**Data provided**
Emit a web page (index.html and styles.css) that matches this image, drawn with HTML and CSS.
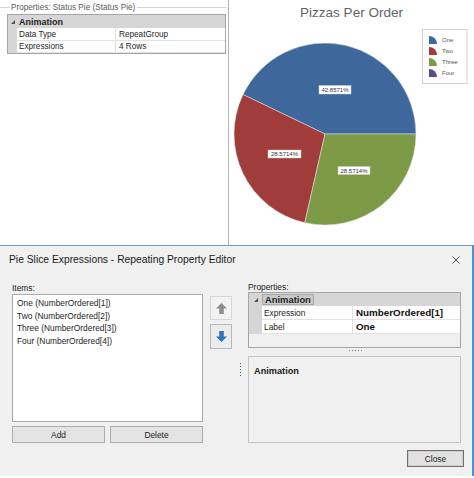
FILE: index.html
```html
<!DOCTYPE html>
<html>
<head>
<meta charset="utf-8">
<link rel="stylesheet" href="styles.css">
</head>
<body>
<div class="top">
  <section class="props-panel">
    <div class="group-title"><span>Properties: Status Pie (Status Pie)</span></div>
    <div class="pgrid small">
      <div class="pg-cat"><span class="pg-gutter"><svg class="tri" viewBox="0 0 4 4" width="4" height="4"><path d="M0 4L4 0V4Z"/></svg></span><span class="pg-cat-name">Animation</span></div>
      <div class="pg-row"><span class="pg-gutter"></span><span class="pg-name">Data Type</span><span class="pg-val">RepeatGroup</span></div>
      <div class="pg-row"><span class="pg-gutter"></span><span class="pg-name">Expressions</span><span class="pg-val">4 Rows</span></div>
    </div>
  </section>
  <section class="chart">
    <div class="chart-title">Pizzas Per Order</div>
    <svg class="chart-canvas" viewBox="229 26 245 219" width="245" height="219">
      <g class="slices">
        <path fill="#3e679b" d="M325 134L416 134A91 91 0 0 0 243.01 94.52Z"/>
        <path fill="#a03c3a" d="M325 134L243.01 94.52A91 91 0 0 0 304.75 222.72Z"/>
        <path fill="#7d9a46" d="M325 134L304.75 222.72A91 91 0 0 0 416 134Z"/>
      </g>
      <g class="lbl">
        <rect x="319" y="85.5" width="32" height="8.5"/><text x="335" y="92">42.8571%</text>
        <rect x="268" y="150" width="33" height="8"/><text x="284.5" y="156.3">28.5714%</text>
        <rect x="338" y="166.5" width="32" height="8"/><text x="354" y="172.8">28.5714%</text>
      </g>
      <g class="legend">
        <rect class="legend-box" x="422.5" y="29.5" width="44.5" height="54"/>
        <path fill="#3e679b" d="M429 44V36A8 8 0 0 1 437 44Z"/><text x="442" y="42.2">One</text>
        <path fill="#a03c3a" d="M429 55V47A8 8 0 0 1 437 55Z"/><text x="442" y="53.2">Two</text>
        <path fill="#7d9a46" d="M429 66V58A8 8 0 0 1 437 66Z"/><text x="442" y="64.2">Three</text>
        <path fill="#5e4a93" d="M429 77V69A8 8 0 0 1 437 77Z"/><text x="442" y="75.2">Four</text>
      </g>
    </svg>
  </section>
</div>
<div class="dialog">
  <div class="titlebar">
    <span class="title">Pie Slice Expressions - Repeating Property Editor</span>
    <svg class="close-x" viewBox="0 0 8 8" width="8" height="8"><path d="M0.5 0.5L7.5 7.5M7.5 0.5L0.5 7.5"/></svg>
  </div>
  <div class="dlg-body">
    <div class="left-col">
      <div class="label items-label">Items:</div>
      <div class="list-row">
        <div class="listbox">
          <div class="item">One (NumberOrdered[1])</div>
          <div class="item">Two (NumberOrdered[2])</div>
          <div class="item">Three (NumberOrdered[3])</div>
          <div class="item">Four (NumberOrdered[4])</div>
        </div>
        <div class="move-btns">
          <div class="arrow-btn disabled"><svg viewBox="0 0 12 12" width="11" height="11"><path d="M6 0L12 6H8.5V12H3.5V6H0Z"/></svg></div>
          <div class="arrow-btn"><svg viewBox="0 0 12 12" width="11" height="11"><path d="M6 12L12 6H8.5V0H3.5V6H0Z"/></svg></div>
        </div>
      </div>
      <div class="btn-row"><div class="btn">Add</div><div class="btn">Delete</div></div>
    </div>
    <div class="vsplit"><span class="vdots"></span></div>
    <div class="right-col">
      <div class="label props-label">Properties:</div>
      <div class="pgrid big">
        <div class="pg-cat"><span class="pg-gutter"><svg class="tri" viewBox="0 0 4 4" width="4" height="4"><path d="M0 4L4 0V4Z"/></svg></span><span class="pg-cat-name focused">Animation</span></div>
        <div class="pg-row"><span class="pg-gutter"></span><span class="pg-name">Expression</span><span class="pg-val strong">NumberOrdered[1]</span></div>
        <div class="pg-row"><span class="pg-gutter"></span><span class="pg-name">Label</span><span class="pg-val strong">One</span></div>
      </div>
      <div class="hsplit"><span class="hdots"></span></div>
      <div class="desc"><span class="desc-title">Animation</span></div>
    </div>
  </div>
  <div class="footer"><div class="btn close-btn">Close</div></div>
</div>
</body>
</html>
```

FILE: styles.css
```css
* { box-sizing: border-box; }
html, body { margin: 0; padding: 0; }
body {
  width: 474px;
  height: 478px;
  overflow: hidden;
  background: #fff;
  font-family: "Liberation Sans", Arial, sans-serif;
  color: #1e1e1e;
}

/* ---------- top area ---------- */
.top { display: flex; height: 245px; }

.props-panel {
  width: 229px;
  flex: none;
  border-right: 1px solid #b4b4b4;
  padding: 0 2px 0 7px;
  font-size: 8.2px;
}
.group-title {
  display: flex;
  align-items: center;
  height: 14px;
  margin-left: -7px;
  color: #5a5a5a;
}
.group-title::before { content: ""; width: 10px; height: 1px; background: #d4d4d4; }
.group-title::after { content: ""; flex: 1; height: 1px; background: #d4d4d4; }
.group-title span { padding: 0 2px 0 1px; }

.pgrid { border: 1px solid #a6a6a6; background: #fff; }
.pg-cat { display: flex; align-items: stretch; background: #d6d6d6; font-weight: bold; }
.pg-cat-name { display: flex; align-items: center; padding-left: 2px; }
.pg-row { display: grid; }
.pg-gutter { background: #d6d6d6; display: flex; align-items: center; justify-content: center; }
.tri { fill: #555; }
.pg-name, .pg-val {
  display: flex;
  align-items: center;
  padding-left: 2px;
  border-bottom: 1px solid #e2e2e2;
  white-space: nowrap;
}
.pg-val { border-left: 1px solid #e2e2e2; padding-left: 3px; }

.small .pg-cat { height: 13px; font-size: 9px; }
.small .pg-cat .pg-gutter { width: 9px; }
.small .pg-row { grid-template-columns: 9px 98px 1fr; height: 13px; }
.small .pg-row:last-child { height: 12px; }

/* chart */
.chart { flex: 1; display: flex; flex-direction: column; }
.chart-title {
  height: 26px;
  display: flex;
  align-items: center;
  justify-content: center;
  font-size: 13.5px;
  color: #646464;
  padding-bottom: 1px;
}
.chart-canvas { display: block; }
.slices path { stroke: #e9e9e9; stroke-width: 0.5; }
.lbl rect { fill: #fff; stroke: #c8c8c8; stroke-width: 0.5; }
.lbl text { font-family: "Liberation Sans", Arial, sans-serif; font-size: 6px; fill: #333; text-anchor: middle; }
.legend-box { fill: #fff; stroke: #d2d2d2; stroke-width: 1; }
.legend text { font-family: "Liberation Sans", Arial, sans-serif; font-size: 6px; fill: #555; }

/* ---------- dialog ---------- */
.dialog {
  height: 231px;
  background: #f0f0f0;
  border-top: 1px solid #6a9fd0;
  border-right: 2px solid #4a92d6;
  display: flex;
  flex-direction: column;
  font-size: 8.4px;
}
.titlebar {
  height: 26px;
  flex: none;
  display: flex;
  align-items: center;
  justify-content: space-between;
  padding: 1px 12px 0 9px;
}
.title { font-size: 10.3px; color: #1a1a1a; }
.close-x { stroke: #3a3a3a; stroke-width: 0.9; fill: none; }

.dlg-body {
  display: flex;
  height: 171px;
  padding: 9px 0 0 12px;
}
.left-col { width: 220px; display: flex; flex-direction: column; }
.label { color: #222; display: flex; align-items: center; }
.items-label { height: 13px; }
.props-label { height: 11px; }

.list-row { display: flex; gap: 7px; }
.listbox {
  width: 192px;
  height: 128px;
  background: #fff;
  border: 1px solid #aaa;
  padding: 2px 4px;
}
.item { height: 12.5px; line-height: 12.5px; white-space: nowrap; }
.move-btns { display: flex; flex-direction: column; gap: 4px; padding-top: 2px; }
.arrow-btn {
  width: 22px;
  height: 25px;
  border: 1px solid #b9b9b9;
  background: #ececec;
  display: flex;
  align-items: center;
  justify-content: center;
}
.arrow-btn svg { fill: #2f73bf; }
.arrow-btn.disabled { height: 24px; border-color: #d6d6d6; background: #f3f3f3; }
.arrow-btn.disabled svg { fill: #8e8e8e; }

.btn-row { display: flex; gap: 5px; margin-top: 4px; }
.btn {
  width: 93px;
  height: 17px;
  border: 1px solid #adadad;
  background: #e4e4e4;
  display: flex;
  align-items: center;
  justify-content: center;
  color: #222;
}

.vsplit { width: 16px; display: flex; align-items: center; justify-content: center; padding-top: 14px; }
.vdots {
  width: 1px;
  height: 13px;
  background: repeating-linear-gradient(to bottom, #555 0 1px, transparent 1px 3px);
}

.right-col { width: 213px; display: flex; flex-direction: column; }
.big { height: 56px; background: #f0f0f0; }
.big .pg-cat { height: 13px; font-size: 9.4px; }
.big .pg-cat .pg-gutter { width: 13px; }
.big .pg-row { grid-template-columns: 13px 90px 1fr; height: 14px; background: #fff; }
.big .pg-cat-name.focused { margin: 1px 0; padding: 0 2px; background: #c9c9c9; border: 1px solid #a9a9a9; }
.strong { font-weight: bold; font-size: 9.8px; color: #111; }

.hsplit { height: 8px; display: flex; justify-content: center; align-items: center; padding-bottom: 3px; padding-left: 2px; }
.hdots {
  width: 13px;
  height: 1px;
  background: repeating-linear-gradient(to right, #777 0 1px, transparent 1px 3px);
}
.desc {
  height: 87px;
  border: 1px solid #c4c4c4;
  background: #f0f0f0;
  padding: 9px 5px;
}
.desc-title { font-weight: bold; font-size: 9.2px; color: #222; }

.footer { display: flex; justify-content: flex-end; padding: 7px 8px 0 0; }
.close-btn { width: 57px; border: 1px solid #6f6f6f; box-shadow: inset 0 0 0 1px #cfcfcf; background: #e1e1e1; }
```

**Stated exercise**
State the number of lines in this listing that contain the string "styles", and add nothing else.

**Written response**
3